首藤さん:下関エリアは広く、下関総合病院だけで全域をカバーすることは難しいと感じています。医療的ケア児に対応できる訪問看護ステーションを増やし、何かあったときにすぐに駆け付けられるような体制をつくることが大切です。「小児は専門外だから……」と不安がる事業所も多いのですが、例えば、週3回の訪問のうち、当院が1回、残りの2回を患者さんのご自宅に一番近い地域の訪問看護ステーションにお願いするなどで、協力、連携し、医療的ケア児に対応できる訪問看護ステーションを徐々に増やしてきました。

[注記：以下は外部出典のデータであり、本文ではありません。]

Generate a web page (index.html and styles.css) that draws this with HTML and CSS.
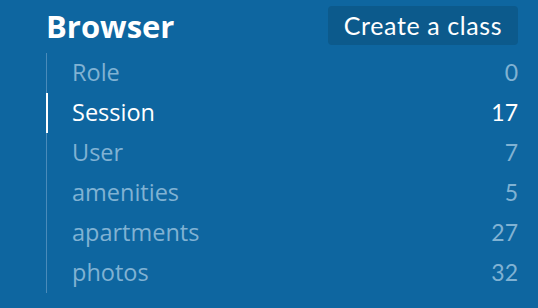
FILE: index.html
```html
<!DOCTYPE html>
<html lang="en">
<head>
    <meta charset="UTF-8">
    <title>Browser</title>
    <link rel="stylesheet" href="styles.css">
</head>
<body>
    <section class="browser">
        <header class="browser-head">
            <h1 class="browser-title">Browser</h1>
            <a href="#" class="create-btn">Create a class</a>
        </header>
        <ul class="class-list">
            <li class="class-item"><span>Role</span><span class="count">0</span></li>
            <li class="class-item active"><span>Session</span><span class="count">17</span></li>
            <li class="class-item"><span>User</span><span class="count">7</span></li>
            <li class="class-item"><span>amenities</span><span class="count">5</span></li>
            <li class="class-item"><span>apartments</span><span class="count">27</span></li>
            <li class="class-item"><span>photos</span><span class="count">32</span></li>
        </ul>
    </section>
</body>
</html>
```

FILE: styles.css
```css
body {
    margin: 0;
    padding: 0;
    background-color: #0e66a0;
    font-family: 'Open Sans', sans-serif;
    color: white;
}
.browser {
    padding: 6px 20px 0 46px;
}
.browser-head {
    display: flex;
    justify-content: space-between;
    align-items: center;
    height: 39px;
}
.browser-title {
    margin: 0;
    font-size: 31px;
    font-weight: bold;
    line-height: 36px;
}
.create-btn {
    display: block;
    width: 190px;
    height: 39px;
    line-height: 39px;
    text-align: center;
    background-color: #0c5a8c;
    color: white;
    border-radius: 4px;
    text-decoration: none;
    font-family: 'Lato', sans-serif;
    font-size: 25px;
    letter-spacing: 0.6px;
}
.class-list {
    list-style: none;
    margin: 8px 0 0 0;
    padding: 0;
    border-left: 1px solid #4a8bba;
}
.class-item {
    display: flex;
    justify-content: space-between;
    align-items: center;
    height: 40px;
    box-sizing: border-box;
    padding: 0 0 3px 25px;
    font-size: 23.5px;
    line-height: 30px;
    color: #80b2d3;
}
.class-item.active {
    color: white;
    border-left: 2px solid white;
    margin-left: -1px;
    padding-left: 24px;
}
.count {
    font-family: 'Lato', sans-serif;
    font-size: 23px;
}
```
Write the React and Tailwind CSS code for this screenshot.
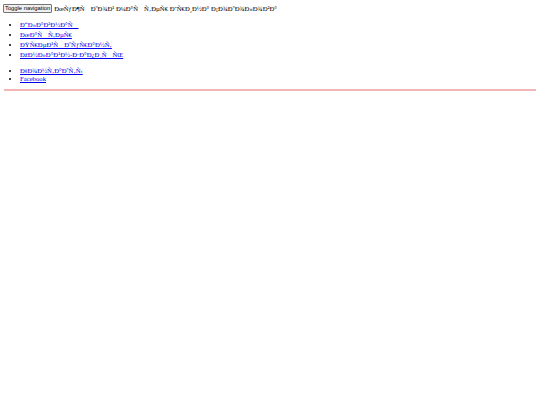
import React from 'react';

// the page text arrives as UTF-8 bytes read back as windows-1252
const CP1252 = {
  0x80: '\u20ac', 0x82: '\u201a', 0x83: '\u0192', 0x84: '\u201e', 0x85: '\u2026', 0x86: '\u2020', 0x87: '\u2021',
  0x88: '\u02c6', 0x89: '\u2030', 0x8a: '\u0160', 0x8b: '\u2039', 0x8c: '\u0152', 0x8e: '\u017d',
  0x91: '\u2018', 0x92: '\u2019', 0x93: '\u201c', 0x94: '\u201d', 0x95: '\u2022', 0x96: '\u2013', 0x97: '\u2014',
  0x98: '\u02dc', 0x99: '\u2122', 0x9a: '\u0161', 0x9b: '\u203a', 0x9c: '\u0153', 0x9e: '\u017e', 0x9f: '\u0178',
};

function garble(s) {
  const bytes = new TextEncoder().encode(s);
  let out = '';
  for (const b of bytes) out += CP1252[b] || String.fromCharCode(b);
  return out;
}

const mainLinks = ['Главная', 'Мастер', 'Прейскурант', 'Онлайн-запись'];
const sideLinks = [garble('Контакты'), 'Facebook'];

export default function App() {
  return (
    <div className="m-[4px] font-[family-name:'Liberation_Serif',serif] text-[6.7px] text-black leading-[8px]">
      <div className="flex items-center h-[9px]">
        <button className="ml-[-1px] px-[1px] h-[9px] leading-[7px] text-[5.8px] font-[family-name:'Liberation_Sans',sans-serif] bg-[#efefef] border border-[#767676] rounded-[1px]">
          Toggle navigation
        </button>
        <span className="ml-[2px]">{garble('Мужской мастер Ирина Соколова')}</span>
      </div>

      <ul className="list-disc pl-[16px] mt-[7px] mb-0">
        {mainLinks.map(t => (
          <li key={t} className="h-[10px] leading-[10px]">
            <a href="#" className="text-[#0000ee] underline">{garble(t)}</a>
          </li>
        ))}
      </ul>

      <ul className="list-disc pl-[16px] mt-[7px] mb-[7px]">
        {sideLinks.map(t => (
          <li key={t} className="leading-[7.5px]">
            <a href="#" className="text-[#0000ee] underline">{t}</a>
          </li>
        ))}
      </ul>

      <hr className="h-[2px] border-0 bg-[#f2b6b6]" />
    </div>
  );
}
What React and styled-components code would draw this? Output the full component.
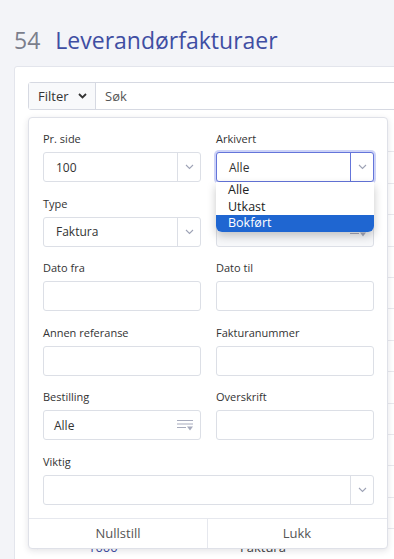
import React from 'react'
import styled, { createGlobalStyle } from 'styled-components'

const GlobalStyle = createGlobalStyle`
    html, body {
        margin: 0;
        height: 100%;
        overflow: hidden;
        background: #f3f4f8;
    }
    body {
        font-family: "Open Sans", "Noto Sans", sans-serif;
        color: #333;
    }
    * { box-sizing: border-box; }
`

const Page = styled.div`
    padding: 24px 0 0 14px;
`

const Title = styled.h1`
    margin: 0 0 10px;
    font-size: 23px;
    font-weight: 400;
    line-height: 32px;
    color: #3f4ea3;
    white-space: nowrap;

    .count {
        color: #7b7e8c;
        margin-right: 15px;
    }
`

const Card = styled.div`
    position: relative;
    width: 400px;
    height: 520px;
    padding: 15px 0 0 13px;
    background: #fff;
    border: 1px solid #e3e5ec;
    border-radius: 3px;
`

const FilterBar = styled.div`
    display: flex;
    height: 28px;
    border: 1px solid #d6d9e2;
    border-radius: 3px;
    font-size: 13px;
`

const FilterButton = styled.div`
    display: flex;
    align-items: center;
    gap: 9px;
    width: 67px;
    padding-left: 9px;
    background: #f8f9fb;
    border-right: 1px solid #d6d9e2;
    color: #333;
`

const Search = styled.div`
    display: flex;
    align-items: center;
    padding-left: 9px;
    color: #555;
`

const Table = styled.div`
    margin-top: 7px;
`

const Row = styled.div`
    display: grid;
    grid-template-columns: 60px 152px 150px 1fr;
    align-items: center;
    height: ${p => (p.$head ? '35.4px' : '31.4px')};
    padding-top: ${p => (p.$head ? 0 : 6)}px;
    border-bottom: 1px solid #e8e9ee;
    font-size: 13px;
`

const Cell = styled.div`
    display: flex;
    align-items: center;
    justify-content: ${p => (p.$end ? 'space-between' : 'flex-start')};
    padding-left: ${p => p.$pad || 0}px;
    padding-right: ${p => (p.$end ? 2 : 0)}px;
    color: ${p => (p.$link ? '#3f4ea3' : '#444')};
`

const Popover = styled.div`
    position: absolute;
    top: 50px;
    left: 13px;
    width: 360px;
    background: #fff;
    border: 1px solid #dfe1e8;
    border-radius: 4px;
    box-shadow: 0 2px 6px rgba(30, 35, 60, 0.12);
`

const Form = styled.div`
    display: grid;
    grid-template-columns: 158px 158px;
    column-gap: 15px;
    row-gap: 13.6px;
    padding: 13px 13px 13px 14px;
`

const Field = styled.div`
    position: relative;
    grid-column: ${p => (p.$wide ? '1 / span 2' : 'auto')};
`

const Label = styled.div`
    height: 16px;
    font-size: 11px;
    line-height: 16px;
    margin-bottom: 5px;
    color: #333;
    white-space: nowrap;
`

const Control = styled.div`
    display: flex;
    align-items: stretch;
    height: 30px;
    background: ${p => (p.$muted ? '#f7f8fa' : '#fff')};
    border: 1px solid ${p => (p.$focus ? '#6475da' : '#dcdfe6')};
    border-radius: 3px;
    box-shadow: ${p => (p.$focus ? '0 0 0 2px rgba(100, 118, 230, 0.32)' : 'none')};
    font-size: 12px;
    color: #333;
`

const Value = styled.div`
    flex: 1;
    display: flex;
    align-items: center;
    padding-left: ${p => p.$pad || 12}px;
`

const Caret = styled.div`
    width: 23px;
    display: flex;
    align-items: center;
    justify-content: center;
    border-left: 1px solid ${p => (p.$focus ? '#6475da' : '#dcdfe6')};
`

const IconSlot = styled.div`
    display: flex;
    align-items: center;
    padding-right: 7px;
`

const Options = styled.div`
    position: absolute;
    top: 100%;
    left: 0;
    right: 0;
    z-index: 2;
    background: #fff;
    border-radius: 0 0 6px 6px;
    box-shadow: 0 4px 10px rgba(0, 0, 0, 0.22);
    overflow: hidden;
    font-size: 12.5px;
`

const Option = styled.div`
    height: 16.7px;
    line-height: 16.7px;
    padding-left: 12px;
    background: ${p => (p.$active ? '#1f66d1' : '#fff')};
    color: ${p => (p.$active ? '#fff' : '#222')};
`

const Footer = styled.div`
    display: grid;
    grid-template-columns: 1fr 1fr;
    height: 30px;
    border-top: 1px solid #e6e8ee;
`

const FooterButton = styled.button`
    border: none;
    background: none;
    font-family: inherit;
    font-size: 13px;
    color: #555;
    border-right: 1px solid ${p => (p.$divider ? '#e6e8ee' : 'transparent')};
`

const Chevron = ({ color = '#9ea3b6', bold }) => (
    <svg width="9" height="6" viewBox="0 0 9 6">
        <polyline points="1,1 4.5,4.5 8,1" fill="none" stroke={color} strokeWidth={bold ? 1.8 : 1.1} />
    </svg>
)

const FilterIcon = () => (
    <svg width="16" height="11" viewBox="0 0 16 11">
        <g fill="#a7abbd">
            <rect x="0" y="0" width="16" height="1" />
            <rect x="0" y="3.5" width="16" height="1" />
            <rect x="0" y="7" width="9" height="1" />
            <polygon points="10,6.5 16,6.5 13,10.5" />
        </g>
    </svg>
)

const SortIcon = () => (
    <svg width="8" height="11" viewBox="0 0 8 11">
        <g fill="#c4c7d2">
            <polygon points="4,0 8,4 0,4" />
            <polygon points="4,11 8,7 0,7" />
        </g>
    </svg>
)

const SelectField = ({ label, value, focus, wide, children }) => (
    <Field $wide={wide}>
        <Label>{label}</Label>
        <Control $focus={focus}>
            <Value>{value}</Value>
            <Caret $focus={focus}><Chevron /></Caret>
        </Control>
        {children}
    </Field>
)

const LookupField = ({ label, value, muted }) => (
    <Field>
        <Label>{label}</Label>
        <Control $muted={muted}>
            <Value $pad={10}>{value}</Value>
            <IconSlot><FilterIcon /></IconSlot>
        </Control>
    </Field>
)

const TextField = ({ label }) => (
    <Field>
        <Label>{label}</Label>
        <Control />
    </Field>
)

const rows = ['1012', '1011', '1010', '1009', '1008', '1007', '1006', '1005', '1004', '1003', '1002', '1001', '1000']

const App = () => {
    return (
        <Page>
            <GlobalStyle />
            <Title><span className="count">54</span>Leverandørfakturaer</Title>
            <Card>
                <FilterBar>
                    <FilterButton>Filter <Chevron color="#333" bold /></FilterButton>
                    <Search>Søk</Search>
                </FilterBar>
                <Table>
                    <Row $head>
                        <Cell />
                        <Cell>Nr.</Cell>
                        <Cell $end>Type <SortIcon /></Cell>
                    </Row>
                    {rows.map(nr => (
                        <Row key={nr}>
                            <Cell $pad={5}><Chevron color="#b5b8c6" /></Cell>
                            <Cell $link>{nr}</Cell>
                            <Cell>Faktura</Cell>
                        </Row>
                    ))}
                </Table>
                <Popover>
                    <Form>
                        <SelectField label="Pr. side" value="100" />
                        <SelectField label="Arkivert" value="Alle" focus>
                            <Options>
                                <Option>Alle</Option>
                                <Option>Utkast</Option>
                                <Option $active>Bokført</Option>
                            </Options>
                        </SelectField>
                        <SelectField label="Type" value="Faktura" />
                        <LookupField label="Leverandør" value="" muted />
                        <TextField label="Dato fra" />
                        <TextField label="Dato til" />
                        <TextField label="Annen referanse" />
                        <TextField label="Fakturanummer" />
                        <LookupField label="Bestilling" value="Alle" />
                        <TextField label="Overskrift" />
                        <SelectField label="Viktig" value="" wide />
                    </Form>
                    <Footer>
                        <FooterButton $divider>Nullstill</FooterButton>
                        <FooterButton>Lukk</FooterButton>
                    </Footer>
                </Popover>
            </Card>
        </Page>
    )
}

export default App
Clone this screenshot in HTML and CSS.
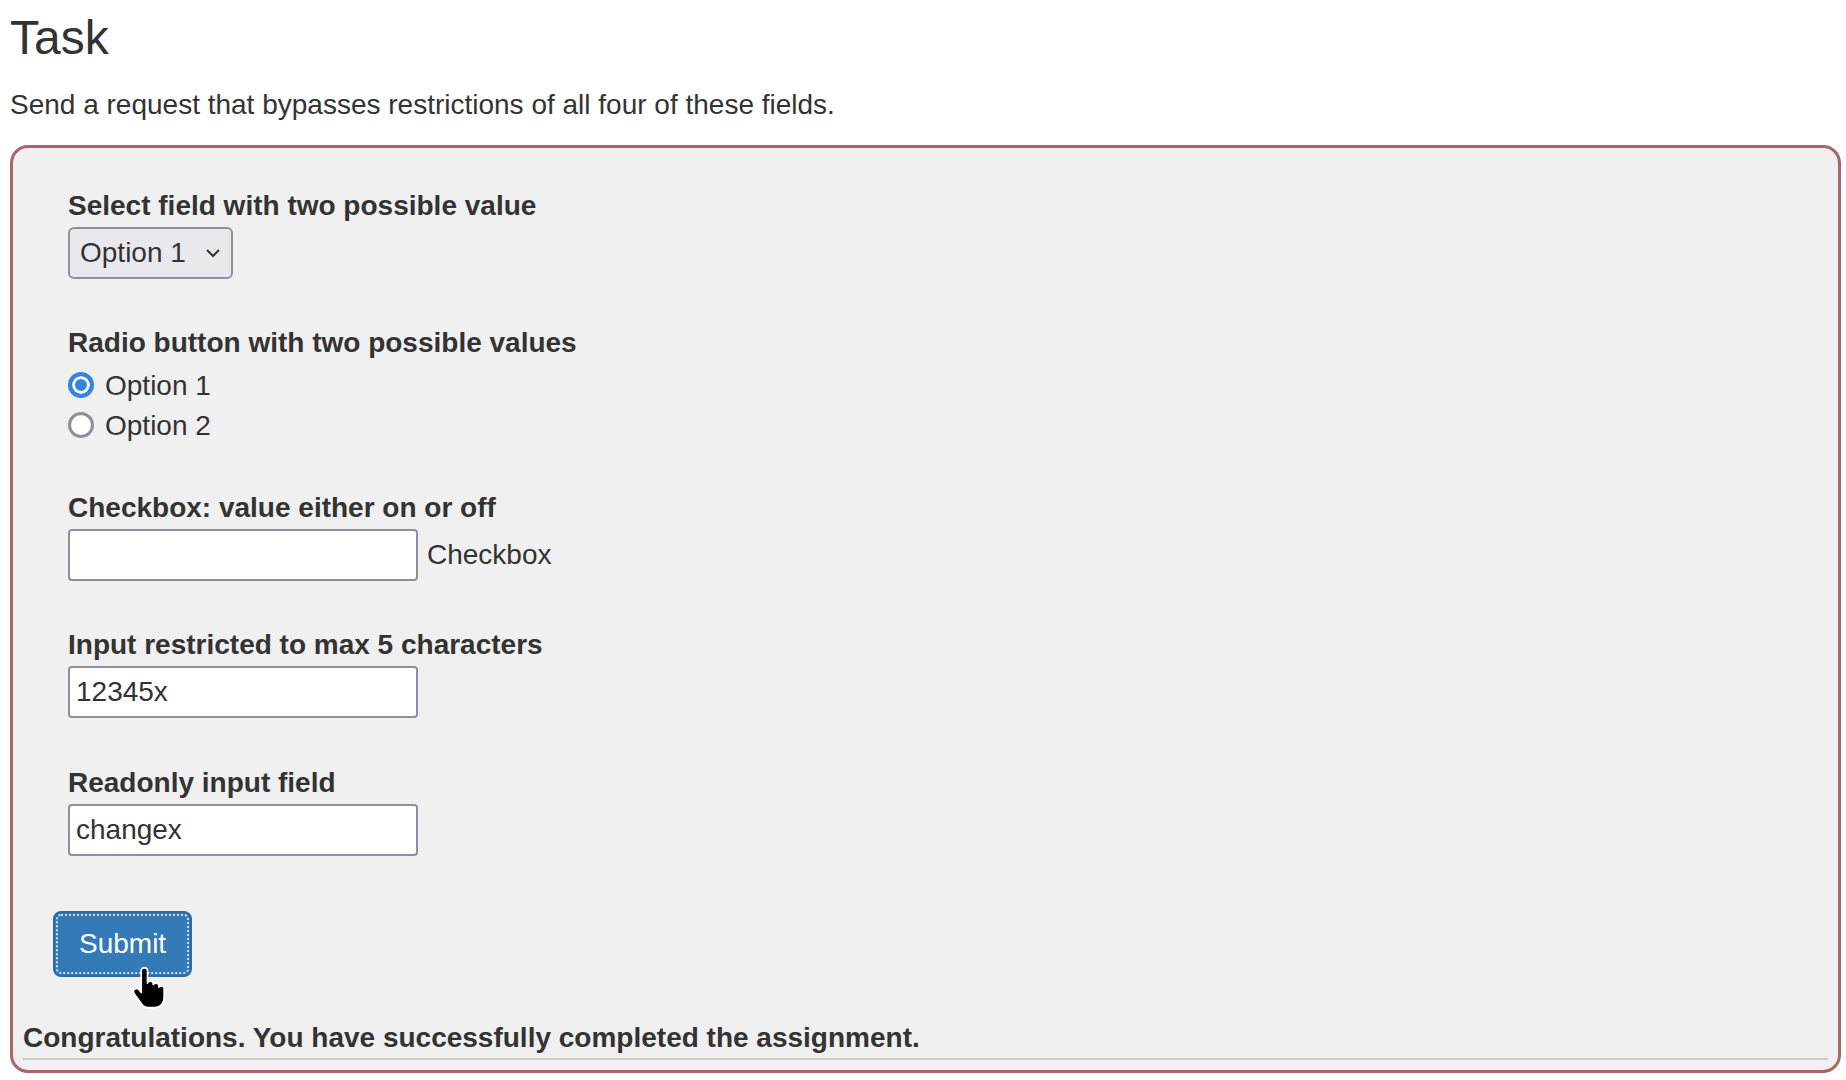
FILE: index.html
```html
<!DOCTYPE html>
<html lang="en">
<head>
<meta charset="utf-8">
<title>Task</title>
<link rel="stylesheet" href="styles.css">
</head>
<body>
<div class="page">
  <h3 class="title">Task</h3>
  <p class="intro">Send a request that bypasses restrictions of all four of these fields.</p>
  <div class="attack-container">
    <div class="container-fluid">
      <form class="attack-form">
        <div class="field">
          <label class="field-label">Select field with two possible value</label>
          <div class="control">
            <div class="select">
              <span class="select-text">Option 1</span>
              <svg class="chevron" width="16" height="10" viewBox="0 0 16 10"><polyline points="2,2 8,8 14,2" fill="none" stroke="#333" stroke-width="2"/></svg>
            </div>
          </div>
        </div>
        <div class="field">
          <label class="field-label">Radio button with two possible values</label>
          <div class="radios">
            <div class="radio-row"><input class="radio" type="radio" name="radio" value="option1" checked><span class="radio-text">Option 1</span></div>
            <div class="radio-row"><input class="radio" type="radio" name="radio" value="option2"><span class="radio-text">Option 2</span></div>
          </div>
        </div>
        <div class="field">
          <label class="field-label">Checkbox: value either on or off</label>
          <div class="control">
            <input class="text-input" type="text" name="checkbox" value="">
            <span class="after-text">Checkbox</span>
          </div>
        </div>
        <div class="field">
          <label class="field-label">Input restricted to max 5 characters</label>
          <div class="control">
            <input class="text-input" type="text" name="shortInput" value="12345x">
          </div>
        </div>
        <div class="field field-last">
          <label class="field-label">Readonly input field</label>
          <div class="control">
            <input class="text-input" type="text" name="readOnlyField" value="changex">
          </div>
        </div>
        <button type="button" class="btn-submit">Submit</button>
      </form>
    </div>
    <div class="attack-feedback">Congratulations. You have successfully completed the assignment.</div>
  </div>
  <svg class="cursor" width="41" height="44" viewBox="0 0 26 28">
    <path d="M9 2.2C9 1.1 9.9 0.5 11 0.5C12.1 0.5 13 1.1 13 2.2V10.2C13.3 9.4 14 9 14.9 9C15.9 9 16.7 9.6 16.7 10.6V11.2C17 10.6 17.7 10.3 18.5 10.3C19.5 10.3 20.3 11 20.3 12V12.8C20.6 12.3 21.2 12 21.9 12C22.9 12 23.6 12.7 23.6 13.7V19.5C23.6 23 21.3 25.8 17.8 25.8H13.6C11.6 25.8 10.2 24.9 9.2 23.5L4.4 16.8C3.7 15.8 3.9 14.6 4.9 14C5.9 13.4 7.1 13.7 7.8 14.6L9 16.2Z" fill="#000" stroke="#fff" stroke-width="1.1" stroke-linejoin="round"/>
  </svg>
</div>
</body>
</html>
```

FILE: styles.css
```css
* {
  box-sizing: border-box;
}

html,
body {
  margin: 0;
  padding: 0;
  background: #fff;
}

body {
  font-family: "Liberation Sans", Arial, sans-serif;
  font-size: 28px;
  line-height: 40px;
  color: #333;
}

.page {
  position: relative;
  padding: 0 5px 0 10px;
}

.title {
  margin: 12px 0 20px;
  font-size: 48px;
  line-height: 52.8px;
  font-weight: normal;
  color: #333;
}

.intro {
  margin: 0 0 20px;
}

.attack-container {
  border: 3px solid #aa6666;
  border-radius: 18px;
  background: #f0f0f0;
  padding: 10px;
}

.container-fluid {
  padding: 28px 30px 0;
}

.attack-form {
  margin: 0;
}

.field {
  padding-left: 15px;
  margin-bottom: 44.5px;
}

.field-last {
  margin-bottom: 55px;
}

.field-label {
  display: block;
  height: 40px;
  font-weight: bold;
}

.control {
  display: flex;
  align-items: center;
  padding-top: 1px;
  height: 53px;
}

.select {
  display: flex;
  align-items: center;
  width: 165px;
  height: 52px;
  padding: 0 10px 0 10px;
  border: 2px solid #8f8f9d;
  border-radius: 6px;
  background: #e9e9ed;
  color: #333;
}

.select-text {
  flex: 1;
}

.chevron {
  display: block;
}

.radios {
  height: 80px;
}

.radio-row {
  display: flex;
  align-items: flex-start;
  height: 40px;
}

.radio {
  appearance: none;
  -webkit-appearance: none;
  width: 26px;
  height: 26px;
  margin: 8.5px 11px 0 0;
  border: 3px solid #8f8f9d;
  border-radius: 50%;
  background: #fff;
}

.radio:checked {
  border: 4px solid #3584e4;
  background: #3584e4;
  box-shadow: inset 0 0 0 3px #fff;
}

.radio-text {
  padding-top: 3px;
  line-height: 40px;
}

.text-input {
  width: 350px;
  height: 52px;
  margin: 0;
  padding: 0 6px;
  border: 2px solid #8f8f9d;
  border-radius: 4px;
  background: #fff;
  font-family: "Liberation Sans", Arial, sans-serif;
  font-size: 28px;
  color: #333;
  outline: none;
}

.after-text {
  margin-left: 9px;
}

.btn-submit {
  position: relative;
  display: block;
  margin: 0;
  padding: 11px 24px;
  border: 2px solid #2e6da4;
  border-radius: 8px;
  background: #337ab7;
  color: #fff;
  font-family: "Liberation Sans", Arial, sans-serif;
  font-size: 28px;
  line-height: 40px;
}

.btn-submit::after {
  content: "";
  position: absolute;
  inset: 1px;
  border: 2px dotted rgba(255, 255, 255, 0.75);
  border-radius: 5px;
}

.attack-feedback {
  margin-top: 41px;
  border-bottom: 2px solid #cacaca;
  font-weight: bold;
}

.cursor {
  position: absolute;
  left: 127px;
  top: 955px;
}
```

今では圏域に7事業所と連携。今後はもっと連携できる事業所をより増やしていきたいと考えています。

さらに、地域で暮らす人々が医療的ケア児への支援について理解を深め、レスパイトなどのサービスや制度を家族がより利用しやすくするためには、「医療的ケア児がほかの子どもたちと同じように保育所や学校に通える環境づくりも大切だ」と、橋本師長は話します。

橋本さん:医療的ケア児支援の最終的なゴールは、保育所や学校など地域社会へ、出ていきたい時に、出ていけるような環境を整えることだと思います。医療的ケアが必要な子どもは普通学級での生活は難しいと思われることも多いですが、医療的ケアさえ受けることができれば、普通学級に通える子どももいます。医療的ケア児が社会参加する機会が増えることで、その存在や生活状況をより身近に認識できるようになります。そうして、彼ら、彼女らを支える家族が24時間体制でケアにあたっていることや、その家族が休息を取る時間がいかに重要であるかという現実的な課題への関心も高まるのではないでしょうか。